Dari sini dapat disimpulkan tentang talak ta‘liq atau talak bersyarat, pertama, talak ta’liq tidak jatuh selama perkara yang dipersyaratkan tidak terjadi. Kedua, kehidupan suami istri berlangsung normal sebagaimana biasa selama perkara yang dipersyaratkan tidak terjadi. Ketiga, talak ta‘liq jatuh sejak perkara yang dipersyaratkan terjadi. Artinya, suami tidak perlu mengulangi lagi perkataan talaknya. 
 
Di antara shighat ta‘liq adalah yang biasa diucapkan pengantin pria sesaat setelah melakukan akad nikah. Selain sebagai upaya melindungki hak-hak istri, shighat ta‘liq di sana juga sekaligus sebagai janji setia dan upaya mengingatkan kewajiban suami. Berikut kutipannya: 
 
Sesudah akad nikah, saya: ....bin... berjanji dengan sesungguh hati bahwa saya akan menepati kewajiban saya sebagai seorang suami, dan akan saya pergauli istri saya yang bernama ...binti ....dengan baik (mu‘asyarah bil ma‘ruf) menurut ajaran syariat agama Islam. 
 
Selanjutnya saya mengucapkan shighat ta’lik atas istri saya itu sebagai berikut: sewaktu-waktu saya (1) meninggalkan istri saya tersebut dua tahun berturut-turut, (2) atau saya tidak memberi nafkah wajib kepadanya tiga bulan lamanya; (3) atau saya menyakiti badan/jasmani istri saya itu; (4) atau saya membiarkan (tidak memperdulikan) istri saya itu enam bulan lamanya. 
 
Kemudian istri saya tidak ridha dan mengadukan halnya kepada Pengadilan Agama dan pengaduannya dibenarkan serta diterima oleh pengadilan tersebut, dan istri saya itu membayar uang sebesar uang sebesar Rp. 10.000,- (sepuluh ribu rupiah) sebagai iwadh (pengganti) kepada saya, maka jatuhlah talak saya satu kepadanya. 
 
Kepada pengadilan tersebut saya kuasakan untuk menerima uang pengganti itu dan kemudian menyerahkannya kepada Direktorat Jenderal Bimbingan Masyarakat Islam Cq.

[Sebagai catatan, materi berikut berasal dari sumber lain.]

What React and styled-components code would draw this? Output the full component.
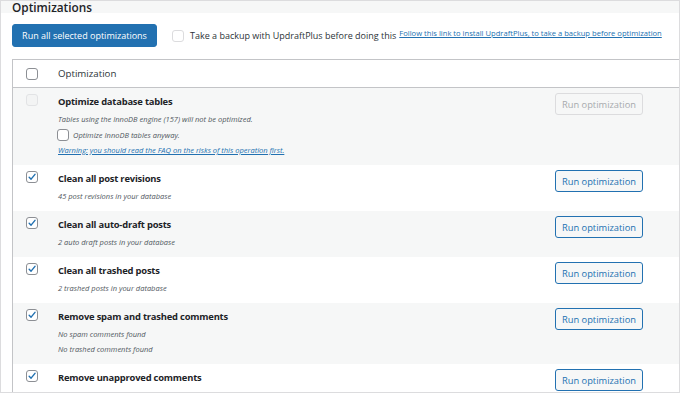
import React from "react";
import styled, { createGlobalStyle } from "styled-components";

const Global = createGlobalStyle`
  html, body { margin: 0; padding: 0; background: #fff; }
  body { font-family: "Open Sans", "Noto Sans", sans-serif; color: #1d2327; }
  * { box-sizing: border-box; }
`;

const Frame = styled.div`
  width: 680px;
  height: 393px;
  overflow: hidden;
  border: 1px solid #dcdcde;
  background: #fff;
  display: flex;
  flex-direction: column;
`;

const TitleBand = styled.div`
  flex: none;
  height: 12px;
  background: #f6f7f7;
  padding-left: 11px;
`;

const Title = styled.h2`
  margin: 0;
  font-size: 11.8px;
  font-weight: 600;
  line-height: 12px;
  color: #1d2327;
`;

const Actions = styled.div`
  flex: none;
  display: flex;
  align-items: flex-start;
  padding: 11px 0 0 11px;
  height: 46px;
`;

const PrimaryButton = styled.button`
  flex: none;
  height: 23px;
  width: 145px;
  background: #2271b1;
  border: 1px solid #2271b1;
  border-radius: 3px;
  color: #fff;
  font-family: inherit;
  font-size: 9px;
  white-space: nowrap;
  padding: 0;
  margin-right: 15px;
`;

const BackupLabel = styled.label`
  flex: none;
  display: flex;
  align-items: center;
  height: 23px;
  font-size: 9px;
  color: #2c3338;
  white-space: nowrap;
`;

const TopLink = styled.a`
  flex: none;
  font-size: 7.6px;
  color: #2271b1;
  text-decoration: underline;
  white-space: nowrap;
  margin-left: 3px;
  line-height: 23px;
  position: relative;
  top: -2px;
`;

const Box = styled.span`
  width: ${(p) => p.$size || 12}px;
  height: ${(p) => p.$size || 12}px;
  flex: none;
  border: 1px solid ${(p) => (p.$disabled ? "#e2e3e5" : p.$faint ? "#dcdcde" : "#8c8f94")};
  border-radius: 3px;
  background: ${(p) => (p.$disabled ? "#f3f4f4" : "#fff")};
  display: inline-flex;
  align-items: center;
  justify-content: center;
  margin-right: ${(p) => p.$gap || 0}px;
`;

const Table = styled.div`
  flex: none;
  margin-left: 11px;
  margin-right: -22px;
  border: 1px solid #c3c4c7;
  border-bottom: none;
`;

const Head = styled.div`
  display: grid;
  grid-template-columns: 32px 1fr;
  align-items: center;
  height: 28px;
  padding-left: 13px;
  border-bottom: 1px solid #c3c4c7;
  font-size: 9.7px;
  color: #2c3338;
`;

const Row = styled.div`
  display: grid;
  grid-template-columns: 32px 1fr auto;
  padding: 6px 57px 7px 13px;
  background: ${(p) => (p.$alt ? "#f6f7f7" : "#fff")};
`;

const Content = styled.div`
  display: flex;
  flex-direction: column;
`;

const RowTitle = styled.div`
  font-size: 9.4px;
  font-weight: 700;
  letter-spacing: -0.2px;
  line-height: 16px;
  color: #1d2327;
  margin-bottom: 2px;
`;

const Sub = styled.div`
  font-size: 7.5px;
  font-style: italic;
  line-height: 15px;
  color: #50575e;
  display: flex;
  align-items: center;
`;

const SubCheck = styled(Sub)`
  line-height: 16px;
  margin-left: -1px;
`;

const SubLink = styled.a`
  font-size: 7.5px;
  font-style: italic;
  line-height: 15px;
  color: #2271b1;
  text-decoration: underline;
`;

const RunButton = styled.button`
  width: 88px;
  height: 22px;
  margin-top: -1px;
  border: 1px solid ${(p) => (p.disabled ? "#dcdcde" : "#2271b1")};
  border-radius: 3px;
  background: #f6f7f7;
  color: ${(p) => (p.disabled ? "#a7aaad" : "#2271b1")};
  font-family: inherit;
  font-size: 9.3px;
  white-space: nowrap;
  padding: 0;
`;

const Check = () => (
  <svg width="12" height="12" viewBox="0 0 12 12">
    <path d="M2.6 6.2 L4.9 8.6 L9.6 2.8" fill="none" stroke="#2271b1" strokeWidth="1.7" strokeLinecap="round" strokeLinejoin="round" />
  </svg>
);

const rows = [
  { title: "Clean all post revisions", subs: ["45 post revisions in your database"] },
  { title: "Clean all auto-draft posts", subs: ["2 auto draft posts in your database"] },
  { title: "Clean all trashed posts", subs: ["2 trashed posts in your database"] },
  { title: "Remove spam and trashed comments", subs: ["No spam comments found", "No trashed comments found"] },
  { title: "Remove unapproved comments", subs: [] },
];

export default function App() {
  return (
    <>
      <Global />
      <Frame>
        <TitleBand>
          <Title>Optimizations</Title>
        </TitleBand>
        <Actions>
          <PrimaryButton>Run all selected optimizations</PrimaryButton>
          <BackupLabel>
            <Box $faint $gap={6} />
            Take a backup with UpdraftPlus before doing this
          </BackupLabel>
          <TopLink href="#">Follow this link to install UpdraftPlus, to take a backup before optimization</TopLink>
        </Actions>
        <Table>
          <Head>
            <Box />
            <span>Optimization</span>
          </Head>
          <Row $alt>
            <Box $disabled />
            <Content>
              <RowTitle>Optimize database tables</RowTitle>
              <Sub>Tables using the InnoDB engine (157) will not be optimized.</Sub>
              <SubCheck>
                <Box $gap={4} />
                Optimize InnoDB tables anyway.
              </SubCheck>
              <SubLink href="#">Warning: you should read the FAQ on the risks of this operation first.</SubLink>
            </Content>
            <RunButton disabled>Run optimization</RunButton>
          </Row>
          {rows.map((r, i) => (
            <Row key={r.title} $alt={i % 2 === 1}>
              <Box>
                <Check />
              </Box>
              <Content>
                <RowTitle>{r.title}</RowTitle>
                {r.subs.map((s) => (
                  <Sub key={s}>{s}</Sub>
                ))}
              </Content>
              <RunButton>Run optimization</RunButton>
            </Row>
          ))}
        </Table>
      </Frame>
    </>
  );
}
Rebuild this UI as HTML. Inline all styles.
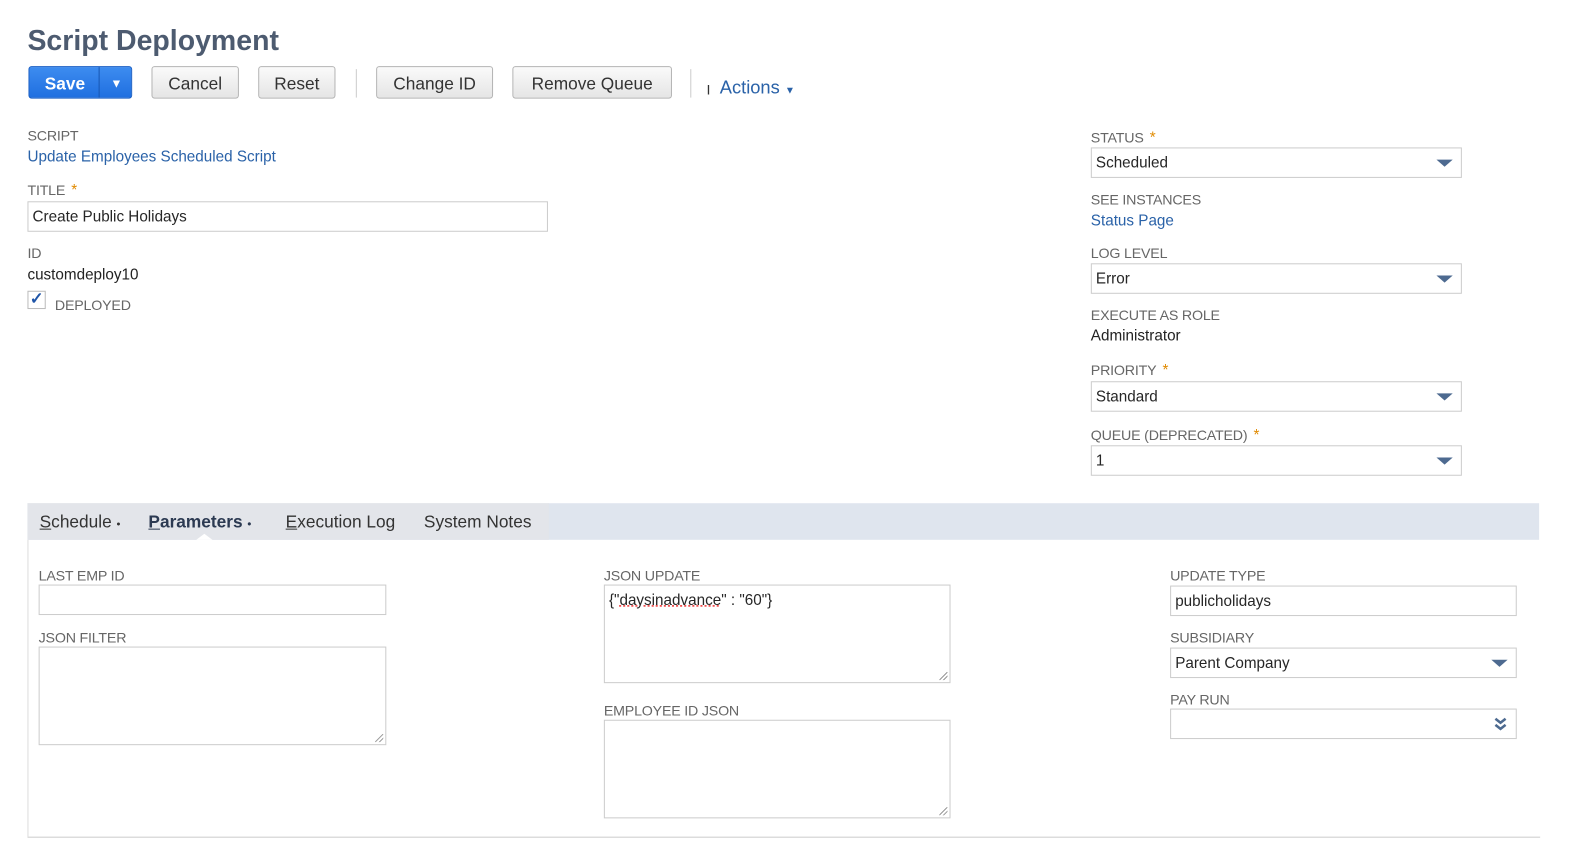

Direktorat Urusan Agama Islam dan Pembinaaan Syariah untuk keperluan ibadah sosial. 
 
Dengan shighat ta‘liq tersebut, talak suami jatuh setelah apabila yang disebutkan dalam ta‘liq tersebut terjadi kemudian diadukan oleh istrinya ke Pengadilan Agama serta diterima pengaduannya. Artinya, walaupun apa yang disebutkan dalam talak ta’liq telah terjadi, tetapi tidak diadukan oleh istri, atau diadukan tetapi tidak diterima pengaduannya oleh pengadilan, maka talaknya tidak jatuh. Wallahu ‘alam
 
 
Ustadz M. Tatam Wijaya, Alumni PP Raudhatul Hafizhiyyah Sukaraja-Sukabumi, Pengasuh Majelis Taklim “Syubbanul Muttaqin” Sukanagara-Cianjur, Jawa Barat.